The company, however, has tweaked the formula for traditional tortillas to ensure they’re vegan, which is highly regarded in natural food stores where the bulk of its products are sold.
“Our flour tortilla has a little bit of magic in that it has this very authentic taste and mouthfeel that you would get in Mexico from perhaps using pork lard, but our products are 100% vegan, and we’re using avocado oil to create that same mouth-feel,” Ms. Merritt explained.
Ozery Bakery, located just outside of Toronto, specializes in flatbread rounds that are kosher and free of artificial flavors, preservatives, additives and GMOs.
Most recently, however, the company has focused on a different side of the health-and-wellness debate that’s critical for many families.
“On our flatbread side, we’re seeing an increase in the number of food allergens developing in North America, so we decided to make a massive shift in our facility to remove two of the top allergens, sesame seeds and peanuts,” said Laura Morgan, director of marketing, Ozery Bakery. “We’re calling out that our products are now made in a peanut-free facility and are safe for schools, which is the lane we are focused on with our Snacking Rounds that are more kid-focused, smaller products.”
She added that all Ozery Bakery products contain wholesome ingredients, such as its Apple Cinnamon, Cranberry Orange and Muesli Morning Rounds or its Organic Wheat, Multi Grain or 100-Calorie Whole Wheat OneBun.
“People are swapping out the heavy traditional burger bun for the OneBun,” Ms. Morgan said. “We also have brioche buns and bites, which are plant-based and vegan. If you want something that’s more indulgent, you can go for our brioche, but we also offer the 100-calorie flatbread, which is popular for barbecue season.”
Some BFY baked goods are perceived as nutritious, but they haven’t passed the taste test to fit into Ozery Bakery’s portfolio.
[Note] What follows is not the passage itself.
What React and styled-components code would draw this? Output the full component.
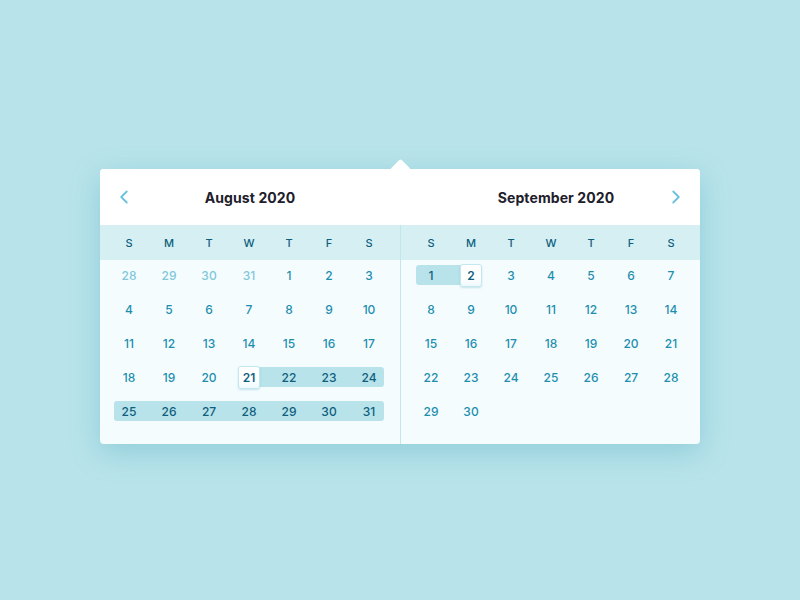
import React from 'react';
import styled, { createGlobalStyle, css } from 'styled-components';
import { ChevronLeft, ChevronRight } from 'lucide-react';

const colors = {
  page: '#b8e3ea',
  band: '#d5eff3',
  body: '#f5fcfe',
  divider: '#c2e6ec',
  range: '#b8e3ea',
  day: '#1d8fae',
  muted: '#80c8da',
  dark: '#0f5f7e',
  title: '#1d202b',
  chevron: '#6ac1df'
};

const GlobalStyle = createGlobalStyle`
  html, body {
    margin: 0;
    padding: 0;
    background: ${colors.page};
    font-family: Inter, "Noto Sans", sans-serif;
  }
`;

const Page = styled.div`
  display: flex;
  justify-content: center;
  align-items: flex-start;
  min-height: 100vh;
  padding-top: 169px;
  box-sizing: border-box;
`;

const Card = styled.div`
  position: relative;
  width: 600px;
  border-radius: 4px;
  background: ${colors.body};
  box-shadow: 0 8px 28px rgba(70, 165, 185, 0.35);

  /* little pointer on top of the popover */
  &::before {
    content: '';
    position: absolute;
    top: -7px;
    left: 293px;
    width: 15px;
    height: 15px;
    background: #fff;
    border-radius: 2px;
    transform: rotate(45deg);
  }
`;

const Header = styled.div`
  display: grid;
  grid-template-columns: 1fr 1fr;
  height: 56px;
  background: #fff;
  border-radius: 4px 4px 0 0;
  position: relative;
`;

const HeaderHalf = styled.div`
  display: grid;
  grid-template-columns: ${({ $right }) => ($right ? '60px 1fr 48px' : '48px 1fr 48px')};
  align-items: center;
`;

const NavButton = styled.button`
  display: flex;
  align-items: center;
  justify-content: center;
  border: none;
  background: none;
  padding: 0;
  color: ${colors.chevron};
  justify-self: center;

  &:hover {
    cursor: pointer;
  }
`;

const Title = styled.h2`
  margin: 0;
  font-size: 14px;
  font-weight: 700;
  color: ${colors.title};
  text-align: center;
  letter-spacing: 0.1px;
`;

const Months = styled.div`
  display: grid;
  grid-template-columns: 300px 300px;
`;

const MonthPanel = styled.div`
  border-left: ${({ $right }) => ($right ? `1px solid ${colors.divider}` : 'none')};
`;

const Weekdays = styled.div`
  display: grid;
  grid-template-columns: repeat(7, 40px);
  height: 35px;
  align-items: center;
  padding: 0 ${({ $right }) => ($right ? '9px 0 10px' : '11px 0 9px')};
  background: ${colors.band};
`;

const Weekday = styled.span`
  text-align: center;
  font-size: 11px;
  font-weight: 500;
  color: ${colors.dark};
`;

const Days = styled.div`
  display: grid;
  grid-template-columns: repeat(7, 40px);
  grid-auto-rows: 20px;
  row-gap: 14px;
  padding: 5px ${({ $right }) => ($right ? '9px 23px 10px' : '11px 23px 9px')};
`;

const Day = styled.div`
  display: flex;
  align-items: center;
  justify-content: center;
  height: 20px;
  font-size: 12px;
  font-weight: 500;
  color: ${({ $muted }) => ($muted ? colors.muted : colors.day)};

  ${({ $inRange }) =>
    $inRange &&
    css`
      background: ${colors.range};
      color: ${colors.dark};
    `}

  ${({ $edge }) =>
    $edge === 'start' &&
    css`
      background: linear-gradient(to right, transparent 50%, ${colors.range} 50%);
    `}

  ${({ $edge }) =>
    $edge === 'end' &&
    css`
      background: linear-gradient(to right, ${colors.range} 50%, transparent 50%);
    `}

  ${({ $inRange, $rowStart }) =>
    $inRange &&
    $rowStart &&
    css`
      margin-left: 5px;
      padding-right: 5px;
      border-radius: 3px 0 0 3px;
    `}

  ${({ $inRange, $rowEnd }) =>
    $inRange &&
    $rowEnd &&
    css`
      margin-right: 5px;
      padding-left: 5px;
      border-radius: 0 3px 3px 0;
    `}
`;

const SelectedBox = styled.span`
  display: flex;
  align-items: center;
  justify-content: center;
  width: 20px;
  height: 21px;
  margin: -1px 0;
  background: linear-gradient(#fff 60%, #eef9fc);
  border: 1px solid #c4e8ef;
  border-radius: 3px;
  box-shadow: 0 1px 2px rgba(60, 150, 175, 0.25);
  color: ${colors.dark};
  font-weight: 600;
`;

const weekdays = ['S', 'M', 'T', 'W', 'T', 'F', 'S'];

const range = { start: ['aug', 21], end: ['sep', 2] };

const months = [
  {
    key: 'aug',
    title: 'August 2020',
    lead: [28, 29, 30, 31],
    length: 31,
    inRange: (d) => d > 21
  },
  {
    key: 'sep',
    title: 'September 2020',
    lead: [],
    length: 30,
    inRange: (d) => d < 2
  }
];

function MonthGrid({ month, right }) {
  const cells = [
    ...month.lead.map((d) => ({ d, muted: true })),
    ...Array.from({ length: month.length }, (_, i) => ({ d: i + 1 }))
  ];

  return (
    <MonthPanel $right={right}>
      <Weekdays $right={right}>
        {weekdays.map((w, i) => (
          <Weekday key={i}>{w}</Weekday>
        ))}
      </Weekdays>
      <Days $right={right}>
        {cells.map((c, i) => {
          let edge = null;
          if (!c.muted && range.start[0] === month.key && range.start[1] === c.d) edge = 'start';
          if (!c.muted && range.end[0] === month.key && range.end[1] === c.d) edge = 'end';
          const inRange = !c.muted && !edge && month.inRange(c.d);
          return (
            <Day
              key={i}
              $muted={c.muted}
              $edge={edge}
              $inRange={inRange}
              $rowStart={i % 7 === 0}
              $rowEnd={i % 7 === 6}
            >
              {edge ? <SelectedBox>{c.d}</SelectedBox> : c.d}
            </Day>
          );
        })}
      </Days>
    </MonthPanel>
  );
}

export default function App() {
  return (
    <>
      <GlobalStyle />
      <Page>
        <Card>
          <Header>
            <HeaderHalf>
              <NavButton aria-label="Previous month">
                <ChevronLeft size={22} strokeWidth={2} />
              </NavButton>
              <Title>{months[0].title}</Title>
              <span />
            </HeaderHalf>
            <HeaderHalf $right>
              <span />
              <Title>{months[1].title}</Title>
              <NavButton aria-label="Next month">
                <ChevronRight size={22} strokeWidth={2} />
              </NavButton>
            </HeaderHalf>
          </Header>
          <Months>
            <MonthGrid month={months[0]} />
            <MonthGrid month={months[1]} right />
          </Months>
        </Card>
      </Page>
    </>
  );
}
“There has been a struggle from a taste profile perspective with cauli-flower. I don’t know that we’ve seen anything that nails it on the taste side. There’s still a demand for that balance of taste and health benefits,” Ms. Morgan said. “We want to have all the health benefits and attributes, but we want to make sure that taste is our priority. Consumers want everything. They want it to taste good, but they also want gluten-free, vegan, plant-based, low-sugar, low carbs. We’ve got to play with the flavor, and that hasn’t been quite nailed down on the cauliflower side yet.”
However, BFY can be interpreted in many ways, and that dynamic provides ample avenues for innovation.
“The interesting thing about the BFY movement is that it means something different to every consumer,” Ms. Merritt observed. “It’s definitely a personalized definition, and therefore, it does become niche very quickly. If you look at BFY in the broadest sense, it is simply clean label with as few ingredients as possible.”